| STATED PROBLEM |
Seek out every line containing the word "screenshot", and copy each.

| MATERIAL |
####

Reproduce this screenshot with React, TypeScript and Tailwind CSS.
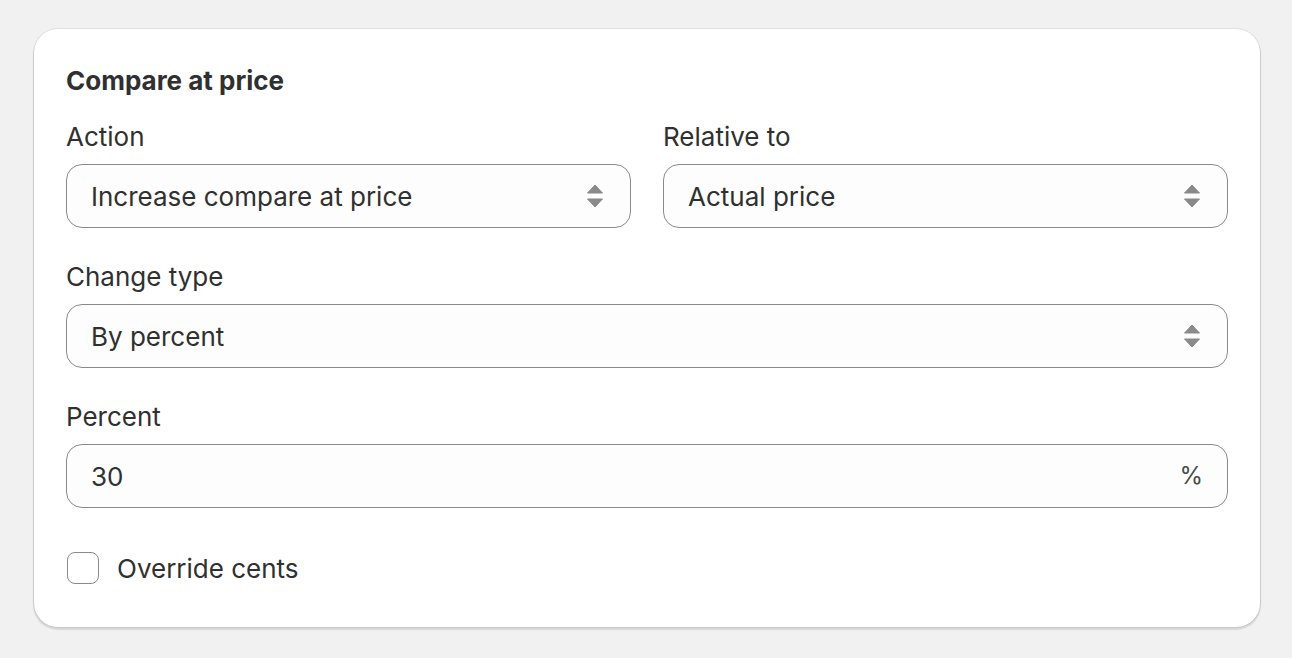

####

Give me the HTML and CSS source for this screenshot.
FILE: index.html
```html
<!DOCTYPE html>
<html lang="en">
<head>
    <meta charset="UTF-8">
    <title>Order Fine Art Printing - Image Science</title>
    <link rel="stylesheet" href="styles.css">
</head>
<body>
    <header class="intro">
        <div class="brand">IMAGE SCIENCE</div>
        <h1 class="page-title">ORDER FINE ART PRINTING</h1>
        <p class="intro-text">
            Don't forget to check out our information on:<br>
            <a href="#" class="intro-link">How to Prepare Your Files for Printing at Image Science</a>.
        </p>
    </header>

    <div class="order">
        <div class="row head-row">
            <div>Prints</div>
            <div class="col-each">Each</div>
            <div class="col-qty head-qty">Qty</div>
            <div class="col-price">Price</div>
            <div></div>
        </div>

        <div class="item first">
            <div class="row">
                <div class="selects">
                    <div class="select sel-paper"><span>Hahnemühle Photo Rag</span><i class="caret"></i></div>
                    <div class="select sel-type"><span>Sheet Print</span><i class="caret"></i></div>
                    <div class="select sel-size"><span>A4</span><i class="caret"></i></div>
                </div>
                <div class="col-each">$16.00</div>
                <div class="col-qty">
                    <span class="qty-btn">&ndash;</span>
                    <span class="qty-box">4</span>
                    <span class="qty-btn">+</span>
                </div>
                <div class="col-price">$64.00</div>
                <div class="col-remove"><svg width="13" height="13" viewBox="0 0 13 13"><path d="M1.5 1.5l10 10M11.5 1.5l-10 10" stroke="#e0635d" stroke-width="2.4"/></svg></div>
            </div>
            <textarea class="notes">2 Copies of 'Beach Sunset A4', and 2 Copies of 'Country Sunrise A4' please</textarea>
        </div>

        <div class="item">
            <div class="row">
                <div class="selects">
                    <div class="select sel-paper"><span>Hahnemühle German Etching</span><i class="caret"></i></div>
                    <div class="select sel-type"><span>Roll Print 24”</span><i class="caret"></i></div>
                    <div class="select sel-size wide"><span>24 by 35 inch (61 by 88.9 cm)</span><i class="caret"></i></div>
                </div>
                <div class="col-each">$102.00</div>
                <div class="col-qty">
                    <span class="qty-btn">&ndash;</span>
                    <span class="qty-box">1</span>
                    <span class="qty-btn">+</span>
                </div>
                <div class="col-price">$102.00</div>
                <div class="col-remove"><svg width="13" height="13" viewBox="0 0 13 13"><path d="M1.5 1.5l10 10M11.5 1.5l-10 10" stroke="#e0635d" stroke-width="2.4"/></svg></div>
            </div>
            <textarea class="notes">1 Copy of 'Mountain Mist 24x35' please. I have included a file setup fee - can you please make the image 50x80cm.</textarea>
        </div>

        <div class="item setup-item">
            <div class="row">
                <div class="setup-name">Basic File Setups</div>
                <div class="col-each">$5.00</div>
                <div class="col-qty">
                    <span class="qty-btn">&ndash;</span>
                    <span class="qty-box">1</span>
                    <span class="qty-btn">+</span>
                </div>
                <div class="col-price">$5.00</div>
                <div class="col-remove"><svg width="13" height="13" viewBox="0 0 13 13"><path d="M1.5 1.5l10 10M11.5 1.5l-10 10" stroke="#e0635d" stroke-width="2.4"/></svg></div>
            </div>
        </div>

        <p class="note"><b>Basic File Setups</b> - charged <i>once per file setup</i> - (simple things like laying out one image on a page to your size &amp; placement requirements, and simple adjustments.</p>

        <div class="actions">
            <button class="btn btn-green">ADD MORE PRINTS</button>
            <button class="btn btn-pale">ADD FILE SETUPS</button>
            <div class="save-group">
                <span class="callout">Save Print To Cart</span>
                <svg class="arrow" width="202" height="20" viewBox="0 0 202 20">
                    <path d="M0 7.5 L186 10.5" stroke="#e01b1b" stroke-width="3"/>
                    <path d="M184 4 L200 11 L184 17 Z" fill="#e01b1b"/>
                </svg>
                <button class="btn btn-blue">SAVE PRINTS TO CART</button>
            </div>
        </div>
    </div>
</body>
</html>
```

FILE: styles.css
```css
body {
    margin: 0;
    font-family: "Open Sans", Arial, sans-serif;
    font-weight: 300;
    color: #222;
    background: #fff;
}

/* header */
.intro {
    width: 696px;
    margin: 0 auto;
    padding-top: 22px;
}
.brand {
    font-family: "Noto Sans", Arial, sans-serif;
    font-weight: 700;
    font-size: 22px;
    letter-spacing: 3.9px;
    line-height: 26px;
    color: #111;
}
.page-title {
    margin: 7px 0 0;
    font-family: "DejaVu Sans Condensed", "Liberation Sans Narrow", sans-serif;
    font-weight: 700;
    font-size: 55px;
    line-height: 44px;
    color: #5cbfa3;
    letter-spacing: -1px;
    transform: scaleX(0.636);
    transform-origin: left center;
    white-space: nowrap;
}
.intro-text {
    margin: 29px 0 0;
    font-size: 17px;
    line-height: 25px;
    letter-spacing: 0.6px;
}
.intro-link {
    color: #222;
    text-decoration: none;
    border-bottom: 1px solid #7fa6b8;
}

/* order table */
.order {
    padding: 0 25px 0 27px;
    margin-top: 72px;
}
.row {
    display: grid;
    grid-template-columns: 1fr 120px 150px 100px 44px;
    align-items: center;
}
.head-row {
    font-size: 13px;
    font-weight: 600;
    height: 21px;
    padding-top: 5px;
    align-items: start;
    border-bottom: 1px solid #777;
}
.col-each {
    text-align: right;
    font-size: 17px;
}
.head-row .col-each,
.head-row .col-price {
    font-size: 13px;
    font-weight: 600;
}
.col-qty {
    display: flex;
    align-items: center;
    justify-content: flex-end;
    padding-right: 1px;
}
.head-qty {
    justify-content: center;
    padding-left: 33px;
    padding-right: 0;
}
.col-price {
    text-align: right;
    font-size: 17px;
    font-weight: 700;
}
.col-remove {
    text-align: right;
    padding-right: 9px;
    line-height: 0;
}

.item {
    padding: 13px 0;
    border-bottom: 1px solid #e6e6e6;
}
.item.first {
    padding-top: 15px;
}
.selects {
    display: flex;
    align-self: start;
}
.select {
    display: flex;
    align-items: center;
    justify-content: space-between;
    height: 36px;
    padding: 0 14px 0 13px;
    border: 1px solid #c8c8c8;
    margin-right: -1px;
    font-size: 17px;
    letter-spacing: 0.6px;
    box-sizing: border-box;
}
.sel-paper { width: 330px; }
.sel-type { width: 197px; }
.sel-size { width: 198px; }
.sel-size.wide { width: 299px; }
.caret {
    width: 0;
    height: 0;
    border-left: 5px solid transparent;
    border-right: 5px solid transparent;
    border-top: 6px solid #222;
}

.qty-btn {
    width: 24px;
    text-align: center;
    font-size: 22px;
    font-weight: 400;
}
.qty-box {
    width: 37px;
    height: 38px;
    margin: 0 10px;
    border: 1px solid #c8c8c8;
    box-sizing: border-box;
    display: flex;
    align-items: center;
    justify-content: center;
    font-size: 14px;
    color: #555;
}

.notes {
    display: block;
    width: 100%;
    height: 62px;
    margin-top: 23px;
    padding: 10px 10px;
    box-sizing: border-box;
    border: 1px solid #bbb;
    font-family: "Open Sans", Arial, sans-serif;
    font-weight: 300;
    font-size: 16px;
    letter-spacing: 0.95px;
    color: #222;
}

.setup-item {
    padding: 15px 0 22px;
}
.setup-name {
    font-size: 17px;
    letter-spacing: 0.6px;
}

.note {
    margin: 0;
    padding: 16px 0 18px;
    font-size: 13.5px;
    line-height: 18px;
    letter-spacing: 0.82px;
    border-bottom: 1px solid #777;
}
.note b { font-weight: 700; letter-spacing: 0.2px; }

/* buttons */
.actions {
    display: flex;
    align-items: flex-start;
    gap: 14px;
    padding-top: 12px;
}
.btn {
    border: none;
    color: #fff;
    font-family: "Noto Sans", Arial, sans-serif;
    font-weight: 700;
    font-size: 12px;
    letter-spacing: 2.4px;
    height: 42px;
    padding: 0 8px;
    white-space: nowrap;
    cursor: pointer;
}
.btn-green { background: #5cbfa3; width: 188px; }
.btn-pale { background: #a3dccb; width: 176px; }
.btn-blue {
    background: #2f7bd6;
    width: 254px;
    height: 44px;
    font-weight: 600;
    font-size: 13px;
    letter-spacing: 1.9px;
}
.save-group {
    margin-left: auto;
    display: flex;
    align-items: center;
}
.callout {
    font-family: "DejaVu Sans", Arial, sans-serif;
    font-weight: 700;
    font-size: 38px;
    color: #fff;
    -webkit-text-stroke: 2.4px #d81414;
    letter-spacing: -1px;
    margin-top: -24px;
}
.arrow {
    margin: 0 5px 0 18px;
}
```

####

| EXERCISE SOLUTION |
Reproduce this screenshot with React, TypeScript and Tailwind CSS.
Give me the HTML and CSS source for this screenshot.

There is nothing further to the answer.